In only a week and a half, I will be heading up to visit Denisse, the new woman in my life and I am very excited and nervous. The more we chat, the more excited I become. This visit is going to be somewhat expensive because I have to rent a car and stay in a hotel room but it’s going to be very well worth it. There’s really so much to like about Denisse because she’s real and down to earth. I really do feel like a teenager again. I feel like I miss her even though we haven’t met yet in real life.
Since Denisse is really in to the Marvel superheroes, I am going to take her to see Deadpool and Wolverine. I enjoy the movies too. I am also looking forward to having a nice romantic dinner again with someone special. I miss the intimacy and connection and I am so happy I’ve found it. I am thankful to my friend for connecting the two of us.
I am also feeling happy because my depression is slowly lifting. The mornings are becoming much easier for me. The additional dosage of medication has helped tremendously. I wake up feeling less foggy headed and more cheerful; feeling less inertia to begin the day. Today I have some serious plans to knock out Red Hat studying and make some progress on the WordPress class that I purchased on Udemy. I think it will be easier to do this since I am feeling better.

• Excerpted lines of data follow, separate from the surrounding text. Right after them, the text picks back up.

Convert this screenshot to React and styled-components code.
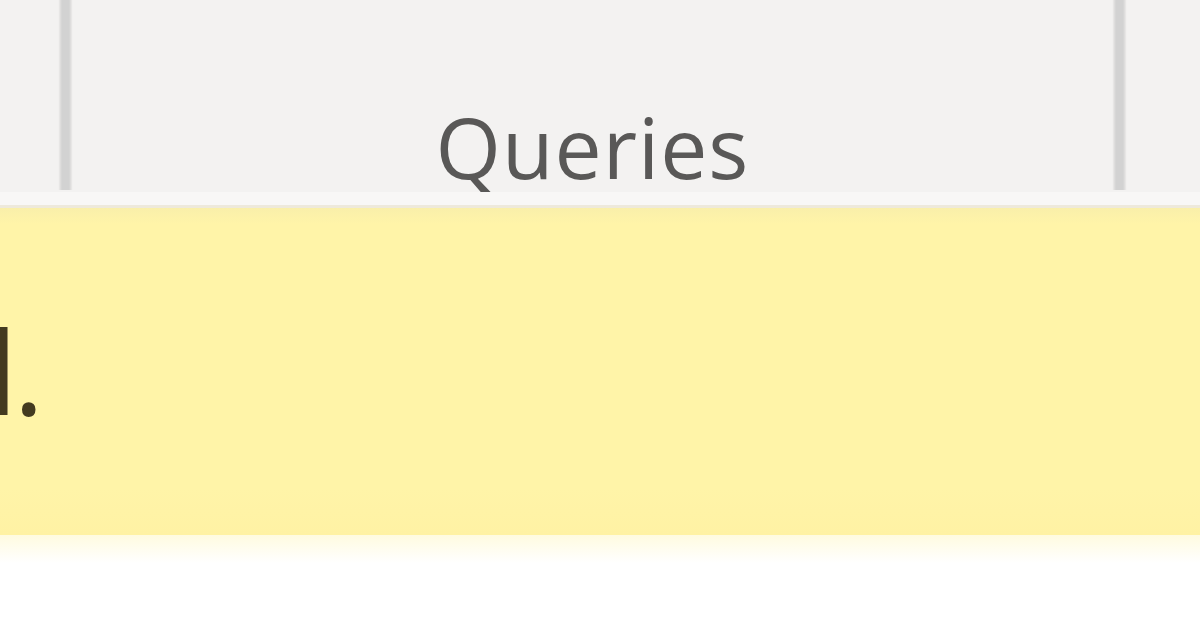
import styled, { createGlobalStyle } from 'styled-components';

const Global = createGlobalStyle`
  html, body {
    margin: 0;
    padding: 0;
    background: #ffffff;
    overflow: hidden;
  }
  body {
    font-family: "Open Sans", "Noto Sans", "Liberation Sans", sans-serif;
  }
`;

const S = {};

S.Page = styled.div`
  width: 1200px;
  height: 630px;
  display: flex;
  flex-direction: column;
  overflow: hidden;
`;

S.Ribbon = styled.div`
  height: 192px;
  display: flex;
  background: #f3f2f1;
`;

S.Stub = styled.div`
  width: ${(p) => p.width}px;
  flex-shrink: 0;
`;

S.Separator = styled.div`
  width: 15px;
  height: 190px;
  flex-shrink: 0;
  background: linear-gradient(
    to right,
    #f6f5f4 0px,
    #e2e1e0 2px,
    #d2d2d2 4px,
    #d2d2d2 11px,
    #e2e1e0 13px,
    #f6f5f4 15px
  );
`;

S.Group = styled.div`
  flex: 1;
  display: flex;
  align-items: flex-end;
  justify-content: center;
`;

S.GroupLabel = styled.span`
  font-size: 84px;
  line-height: 1;
  color: #595857;
  letter-spacing: 1px;
  margin-bottom: 3px;
`;

S.Band = styled.div`
  height: 13px;
  background: #f8f7f6;
  border-bottom: 3px solid #eee9db;
`;

S.MessageBar = styled.div`
  height: 327px;
  display: flex;
  align-items: center;
  background: linear-gradient(to bottom, #f9efaa 0px, #fff4a8 16px, #fff4a8 280px, #fff2a4 327px);
`;

S.MessageText = styled.div`
  width: 36px;
  display: flex;
  justify-content: flex-end;
  white-space: nowrap;
  font-size: 116px;
  font-weight: 500;
  line-height: 1;
  letter-spacing: -8px;
  color: #433a20;
  margin-top: -4px;
`;

S.Period = styled.span`
  margin-left: 4px;
`;

S.Fade = styled.div`
  height: 28px;
  background: linear-gradient(to bottom, #fffbe0 0px, #ffffff 28px);
`;

S.Blank = styled.div`
  flex: 1;
  background: #ffffff;
`;

export default function App() {
  return (
    <S.Page>
      <Global />
      <S.Ribbon>
        <S.Stub width={58} />
        <S.Separator />
        <S.Group>
          <S.GroupLabel>Queries</S.GroupLabel>
        </S.Group>
        <S.Separator />
        <S.Stub width={73} />
      </S.Ribbon>
      <S.Band />
      <S.MessageBar>
        <S.MessageText>
          <span>disabled</span>
          <S.Period>.</S.Period>
        </S.MessageText>
      </S.MessageBar>
      <S.Fade />
      <S.Blank />
    </S.Page>
  );
}
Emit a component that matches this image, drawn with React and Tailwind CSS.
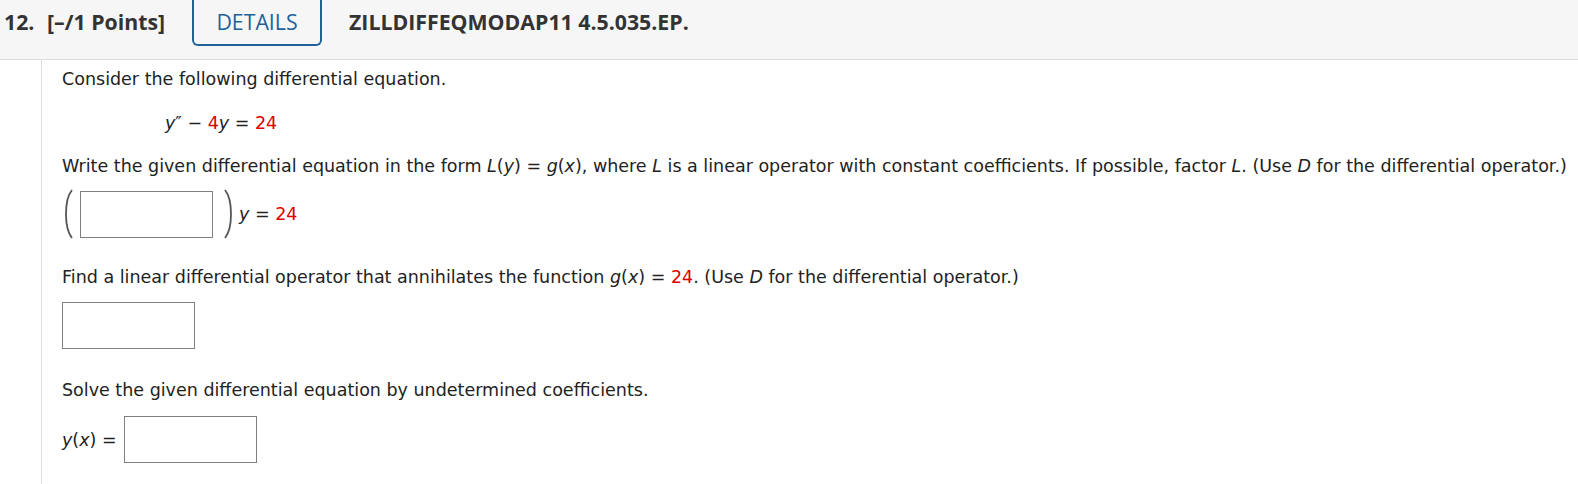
import React from "react";

const red = "text-[#e00000]";

const Paren = ({ flip }) => (
    <svg width="12" height="52" viewBox="0 0 12 52" className={flip ? "-scale-x-100" : ""}>
        <path d="M10 2 C 2 12, 2 40, 10 50" stroke="#555" strokeWidth="1.8" fill="none" />
    </svg>
);

const Box = ({ className = "" }) => (
    <div className={"h-[47px] w-[133px] border border-[#808080] bg-white " + className}></div>
);

const I = ({ children }) => <i className="italic">{children}</i>;

export default function App() {
    return (
        <div className="w-[1578px] h-[484px] bg-white overflow-hidden">
            {/* header */}
            <div className="h-[60px] bg-[#f6f6f6] border-b border-[#dddddd] flex items-start font-['Open_Sans',sans-serif] text-[#333] text-[21.3px] leading-[28px]">
                <div className="pl-[4px] pt-[8px] font-bold w-[47px]">12.</div>
                <div className="pt-[8px] font-bold w-[145px]">[–/1 Points]</div>
                <div className="w-[130px] h-[46px] border-2 border-t-0 border-[#1f6198] rounded-b-[6px] flex items-center justify-center text-[#1f6198] font-medium pb-[1px]">
                    DETAILS
                </div>
                <div className="pl-[27px] pt-[8px] font-bold">ZILLDIFFEQMODAP11 4.5.035.EP.</div>
            </div>

            {/* body */}
            <div className="ml-[41px] border-l border-[#dddddd] h-[424px] pl-[20px] pt-[7px] font-['DejaVu_Sans',Verdana,sans-serif] text-[17.5px] text-[#222] leading-[24px] whitespace-nowrap">
                <p>Consider the following differential equation.</p>

                <p className="mt-[20px] pl-[103px]">
                    <I>y</I>″ − <span className={red}>4</span><I>y</I> = <span className={red}>24</span>
                </p>

                <p className="mt-[19px]">
                    Write the given differential equation in the form <I>L</I>(<I>y</I>) = <I>g</I>(<I>x</I>), where <I>L</I> is a linear operator with constant coefficients. If possible, factor <I>L</I>. (Use <I>D</I> for the differential operator.)
                </p>

                <div className="mt-[10px] flex items-center">
                    <Paren />
                    <Box className="ml-[6px] mr-[10px]" />
                    <Paren flip />
                    <span className="ml-[4px]"><I>y</I> = <span className={red}>24</span></span>
                </div>

                <p className="mt-[25px]">
                    Find a linear differential operator that annihilates the function <I>g</I>(<I>x</I>) = <span className={red}>24</span>. (Use <I>D</I> for the differential operator.)
                </p>

                <Box className="mt-[13px]" />

                <p className="mt-[29px]">Solve the given differential equation by undetermined coefficients.</p>

                <div className="mt-[14px] flex items-center">
                    <span className="w-[62px]"><I>y</I>(<I>x</I>) =</span>
                    <Box />
                </div>
            </div>
        </div>
    );
}
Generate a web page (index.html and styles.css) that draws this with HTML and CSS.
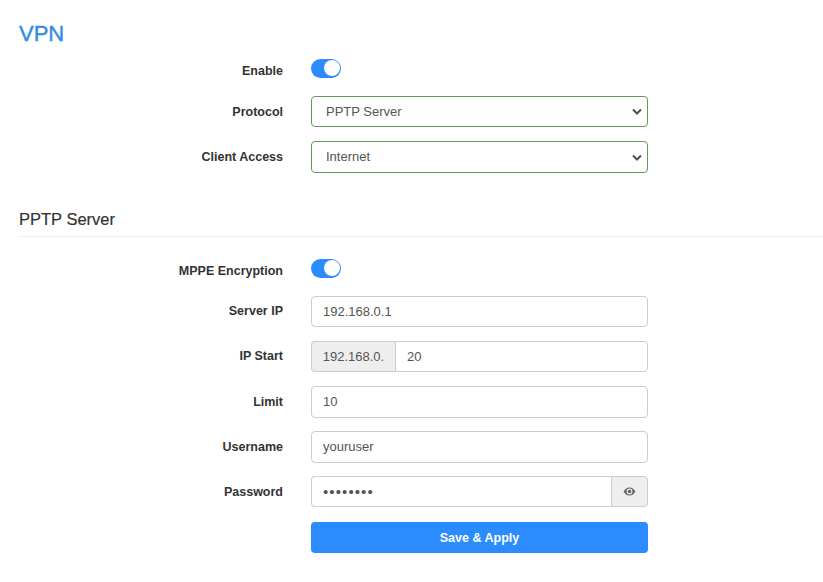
FILE: index.html
```html
<!DOCTYPE html>
<html lang="en">
  <head>
    <meta charset="UTF-8">
    <title>VPN</title>
    <link rel="stylesheet" href="styles.css">
  </head>
  <body>

<h1>VPN</h1>

<form class="form">
  <div class="row row-switch">
    <label>Enable</label>
    <span class="switch"><span class="knob"></span></span>
  </div>
  <div class="row">
    <label for="protocol">Protocol</label>
    <div class="select-wrap">
      <select id="protocol"><option>PPTP Server</option></select>
      <svg class="chevron" width="10" height="7" viewBox="0 0 10 7"><path d="M1 1.500l4 4 4-4" fill="none" stroke="#4f4f4f" stroke-width="2"/></svg>
    </div>
  </div>
  <div class="row row-tall">
    <label for="access">Client Access</label>
    <div class="select-wrap">
      <select id="access"><option>Internet</option></select>
      <svg class="chevron" width="10" height="7" viewBox="0 0 10 7"><path d="M1 1.500l4 4 4-4" fill="none" stroke="#4f4f4f" stroke-width="2"/></svg>
    </div>
  </div>
</form>

<h2>PPTP Server</h2>

<form class="form">
  <div class="row row-switch">
    <label>MPPE Encryption</label>
    <span class="switch"><span class="knob"></span></span>
  </div>
  <div class="row row-up">
    <label for="server-ip">Server IP</label>
    <input id="server-ip" type="text" value="192.168.0.1">
  </div>
  <div class="row row-up">
    <label for="ip-start">IP Start</label>
    <div class="group">
      <span class="addon addon-left">192.168.0.</span>
      <input id="ip-start" type="text" value="20">
    </div>
  </div>
  <div class="row row-tall">
    <label for="limit">Limit</label>
    <input id="limit" type="text" value="10">
  </div>
  <div class="row row-tall">
    <label for="username">Username</label>
    <input id="username" type="text" value="youruser">
  </div>
  <div class="row">
    <label for="password">Password</label>
    <div class="group">
      <input id="password" type="password" value="password">
      <span class="addon addon-right">
        <svg width="13" height="9" viewBox="0 0 14 10"><path d="M7 .5C4 .5 1.700 2.400.4 5 1.700 7.600 4 9.500 7 9.500S12.300 7.600 13.600 5C12.300 2.400 10 .5 7 .5zm0 7.700A3.200 3.200 0 1 1 7 1.800a3.200 3.200 0 0 1 0 6.400zM7 3a2 2 0 1 0 0 4 2 2 0 0 0 0-4z" fill="#666" fill-rule="evenodd"/></svg>
      </span>
    </div>
  </div>
  <div class="row row-submit">
    <span></span>
    <button type="button" class="btn">Save &amp; Apply</button>
  </div>
</form>

  </body>
</html>
```

FILE: styles.css
```css
*, ::before, ::after { box-sizing: border-box; }
html { font-family: "Liberation Sans", Arial, sans-serif; }

body {
  margin: 0;
  padding: 20px 0 0 19px;
  background: #fff;
  color: #333;
  font-size: 13px;
}

h1 {
  margin: 0 0 11px;
  color: #328ce4;
  font-size: 22px;
  font-weight: 400;
  line-height: 27px;
  -webkit-text-stroke: .4px #328ce4;
}

h2 {
  margin: 37px 0 0;
  padding-bottom: 7px;
  border-bottom: 1px solid #eee;
  font-size: 16.500px;
  font-weight: 400;
  line-height: 20px;
  -webkit-text-stroke: .2px #333;
}

.form {
  display: flex;
  flex-direction: column;
  gap: 14px;
}
h2 + .form { margin-top: 21px; }

.row {
  display: grid;
  grid-template-columns: 264px 337px;
  column-gap: 28px;
  align-items: center;
  height: 31px;
}
.row-switch {
  height: 19px;
  margin-bottom: 5px;
}
.row-switch label { margin-top: 6px; }
.row-up label { margin-bottom: 2px; }
.row-tall {
  height: 32px;
  margin-bottom: -1px;
}
.row-tall label { margin-bottom: 1px; }
.row-tall input, .row-tall select {
  height: 32px;
  padding-bottom: 1px;
}
.row-submit { margin-top: 1px; }

label {
  text-align: right;
  font-weight: 700;
  font-size: 12.500px;
  color: #333;
}

.switch {
  display: flex;
  justify-content: flex-end;
  align-items: center;
  width: 30px;
  height: 19px;
  padding-right: 1px;
  background: #2a8cff;
  border-radius: 10px;
}
.knob {
  width: 16px;
  height: 16px;
  background: #fff;
  border-radius: 50%;
}

input, select {
  width: 100%;
  height: 31px;
  padding: 0 11px;
  background: #fff;
  border: 1px solid #ccc;
  border-radius: 4px;
  outline: none;
  color: #555;
  font: 13px "Liberation Sans", Arial, sans-serif;
}
input[type=password] {
  font-size: 15px;
  letter-spacing: 1.100px;
}

.select-wrap { position: relative; }
select {
  appearance: none;
  padding-left: 14px;
  border-color: #649a57;
}
.chevron {
  position: absolute;
  top: calc(50% - 3.500px);
  right: 6px;
}

.group { display: flex; }
.group input {
  flex: 1;
  min-width: 0;
}
.addon {
  display: flex;
  align-items: center;
  justify-content: center;
  height: 31px;
  background: #eee;
  border: 1px solid #ccc;
  color: #555;
}
.addon-left {
  width: 84px;
  border-radius: 4px 0 0 4px;
  border-right: 0;
}
.addon-left + input { border-radius: 0 4px 4px 0; }
.addon-right {
  width: 37px;
  border-radius: 0 4px 4px 0;
  border-left: 1px solid #ccc;
}
.group input:first-child {
  border-right: 0;
  border-radius: 4px 0 0 4px;
}

.btn {
  height: 31px;
  background: #2a8cff;
  border: 0;
  border-radius: 4px;
  color: #fff;
  font: 700 12.500px "Liberation Sans", Arial, sans-serif;
}
```
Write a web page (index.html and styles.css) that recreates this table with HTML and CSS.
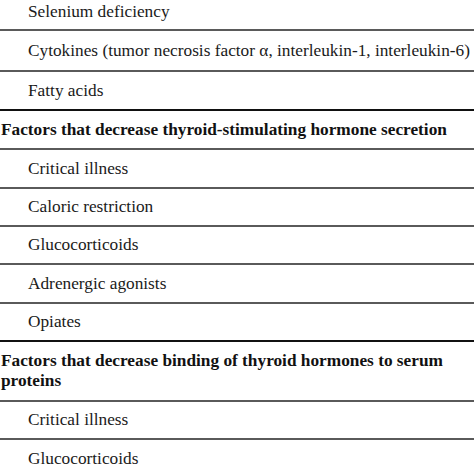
FILE: index.html
```html
<!DOCTYPE html>
<html>
<head>
<meta charset="utf-8">
<link rel="stylesheet" href="styles.css">
</head>
<body>
<div class="table">
  <div class="row first">Selenium deficiency</div>
  <div class="row tall">Cytokines (tumor necrosis factor α, interleukin-1, interleukin-6)</div>
  <div class="row end">Fatty acids</div>
  <div class="row head">Factors that decrease thyroid-stimulating hormone secretion</div>
  <div class="row">Critical illness</div>
  <div class="row short">Caloric restriction</div>
  <div class="row short">Glucocorticoids</div>
  <div class="row">Adrenergic agonists</div>
  <div class="row short end">Opiates</div>
  <div class="row head double">Factors that decrease binding of thyroid hormones to serum proteins</div>
  <div class="row short">Critical illness</div>
  <div class="row">Glucocorticoids</div>
</div>
</body>
</html>
```

FILE: styles.css
```css
html, body {
  margin: 0;
  padding: 0;
  background: #fff;
  overflow: hidden;
}

.table {
  width: 474px;
  margin-top: -6px;
  font-family: "Liberation Serif", "Times New Roman", serif;
  font-size: 17.3px;
  color: #1a1a1a;
  display: flex;
  flex-direction: column;
}

.row {
  display: flex;
  align-items: center;
  height: 37px;
  box-sizing: content-box;
  padding-left: 28px;
  border-bottom: 2px solid #5a5a5a;
  white-space: nowrap;
}

.row.first { height: 35px; }
.row.tall { height: 39px; }
.row.short { height: 36px; }

.row.end { border-bottom-color: #111; }

.row.head {
  padding-left: 1px;
  font-weight: bold;
  color: #111;
}

.row.double {
  height: 58px;
  line-height: 20px;
  white-space: normal;
  padding-right: 20px;
}
```
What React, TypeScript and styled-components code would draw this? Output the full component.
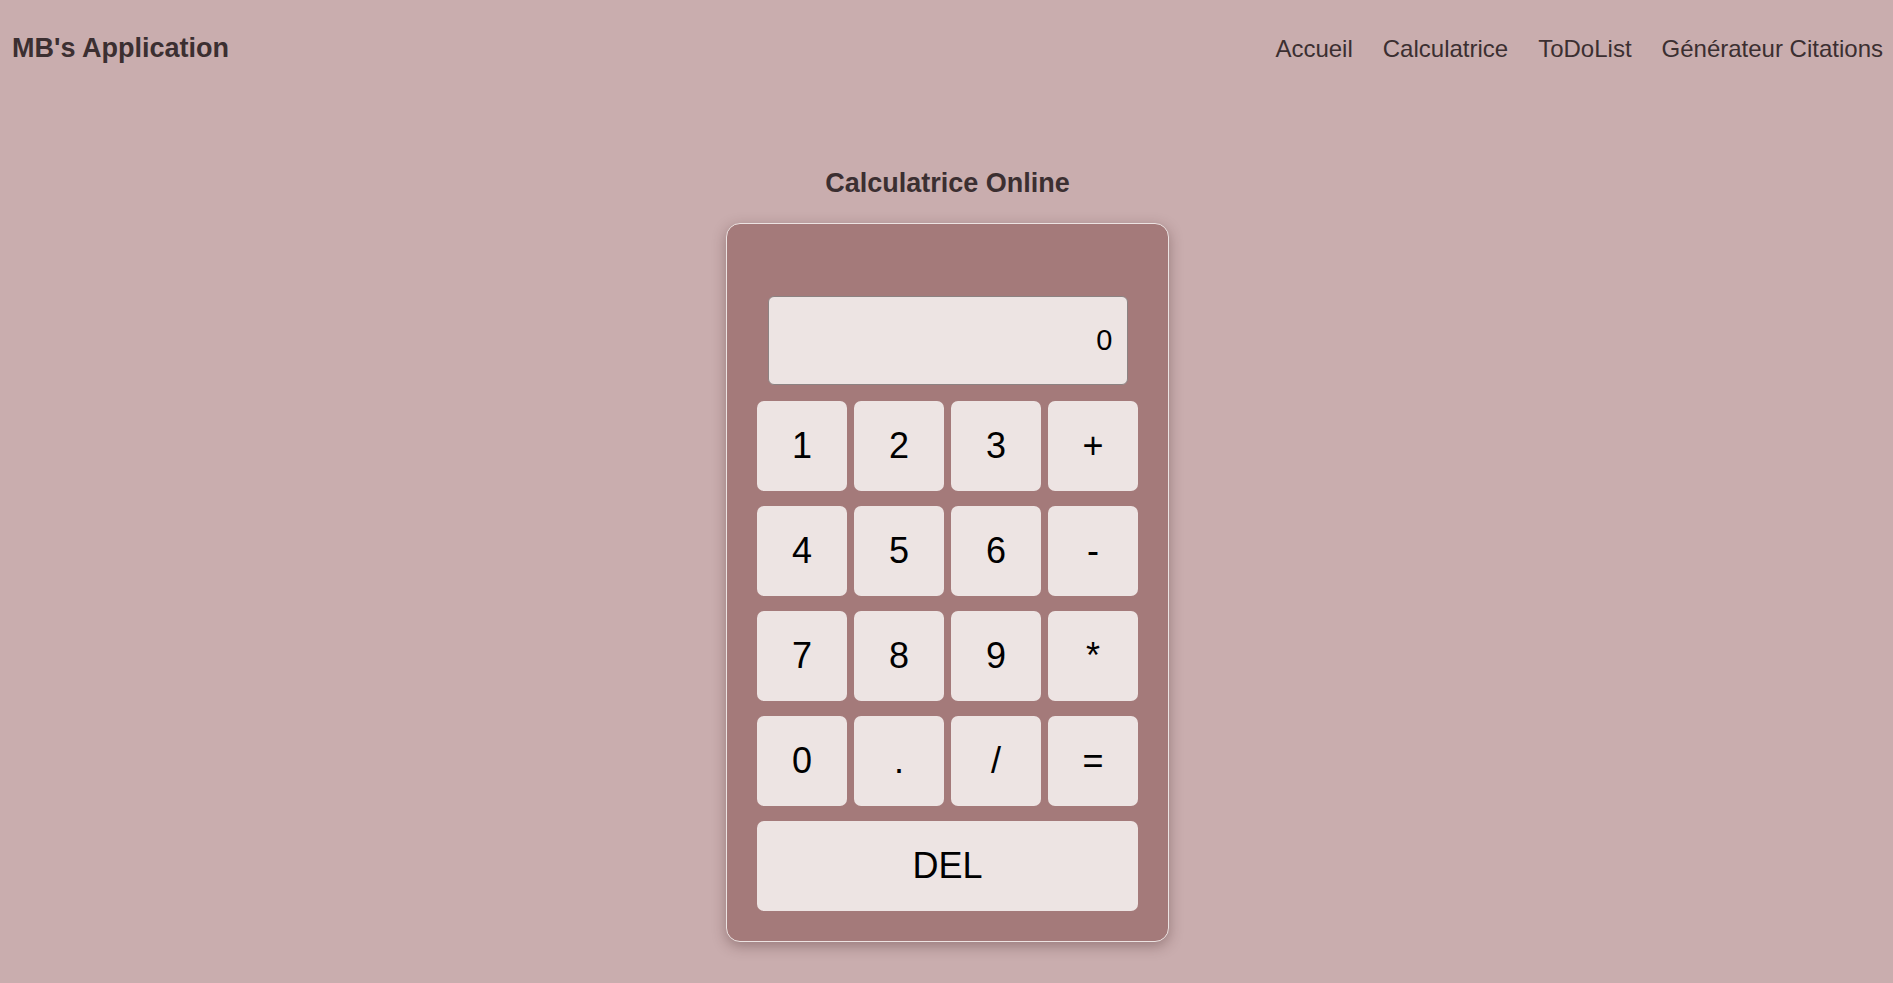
import React from "react";
import styled, { createGlobalStyle } from "styled-components";

const GlobalStyle = createGlobalStyle`
  html, body {
    margin: 0;
    padding: 0;
    background: #c9adae;
    font-family: "Liberation Sans", Arial, sans-serif;
  }
`;

const Page = styled.div`
  min-height: 983px;
  background: #c9adae;
  color: #3b2f31;
`;

const Header = styled.header`
  display: flex;
  justify-content: space-between;
  align-items: baseline;
  padding: 33px 10px 0 12px;
`;

const Brand = styled.h1`
  margin: 0;
  font-size: 27px;
  font-weight: 700;
  color: #3b2f31;
`;

const Nav = styled.nav`
  display: flex;
  gap: 30px;
`;

const NavLink = styled.a`
  font-size: 24px;
  color: #3b2f31;
  text-decoration: none;
`;

const Main = styled.main`
  display: flex;
  flex-direction: column;
  align-items: center;
  padding-top: 104px;
`;

const Title = styled.h2`
  margin: 0 0 24px 0;
  font-size: 27px;
  font-weight: 700;
  color: #3b2f31;
  transform: translateX(1px);
`;

const Card = styled.div`
  width: 381px;
  padding: 72px 30px 30px 30px;
  background: #a47a7a;
  border: 1px solid #ece3e2;
  border-radius: 14px;
  box-shadow: 0 4px 14px rgba(60, 30, 30, 0.35);
  display: flex;
  flex-direction: column;
  align-items: center;
  transform: translateX(1px);
`;

const Display = styled.div`
  box-sizing: border-box;
  width: 360px;
  height: 89px;
  margin-bottom: 16px;
  padding: 0 14px;
  background: #ede4e3;
  border: 1px solid #8c8282;
  border-radius: 6px;
  display: flex;
  align-items: center;
  justify-content: flex-end;
  font-size: 29px;
  color: #000;
`;

const Keys = styled.div`
  display: grid;
  grid-template-columns: repeat(4, 90px);
  grid-auto-rows: 90px;
  column-gap: 7px;
  row-gap: 15px;
`;

const Key = styled.button<{ $wide?: boolean }>`
  grid-column: ${(p) => (p.$wide ? "1 / -1" : "auto")};
  border: none;
  border-radius: 7px;
  background: #ede4e3;
  color: #000;
  font-family: "Liberation Sans", Arial, sans-serif;
  font-size: 36px;
  padding: 0;
  cursor: pointer;
`;

const keys = ["1", "2", "3", "+", "4", "5", "6", "-", "7", "8", "9", "*", "0", ".", "/", "="];

export default function App() {
  return (
    <Page>
      <GlobalStyle />
      <Header>
        <Brand>MB's Application</Brand>
        <Nav>
          <NavLink href="#">Accueil</NavLink>
          <NavLink href="#">Calculatrice</NavLink>
          <NavLink href="#">ToDoList</NavLink>
          <NavLink href="#">Générateur Citations</NavLink>
        </Nav>
      </Header>
      <Main>
        <Title>Calculatrice Online</Title>
        <Card>
          <Display>0</Display>
          <Keys>
            {keys.map((k) => (
              <Key key={k}>{k}</Key>
            ))}
            <Key $wide>DEL</Key>
          </Keys>
        </Card>
      </Main>
    </Page>
  );
}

I am ready to make some major personal strides starting today with learning and getting out of being mired in poverty and disability. It’s going to take awhile and a lot of patience and determination but I am going to do it. I especially want to do it if I am to potentially have a life with Denisse. I know this is putting the cart before the horse but my mind is gravitating to this because she is compassionate and empathetic in a way I have never encountered before.
I wonder what I can do to eke out a living and what I can try to do. I know I have a lot of ideas: developing websites for small businesses, writing technical books, working as a Linux System Administrator, etc. Being a world of ideas is all fine and dandy, but, I need to turn at least one of the ideas into something based in reality. What I know I can do starting today is to sit down and begin writing that technical book and study Red Hat Linux. These are two concrete things that I can do that will produce some result.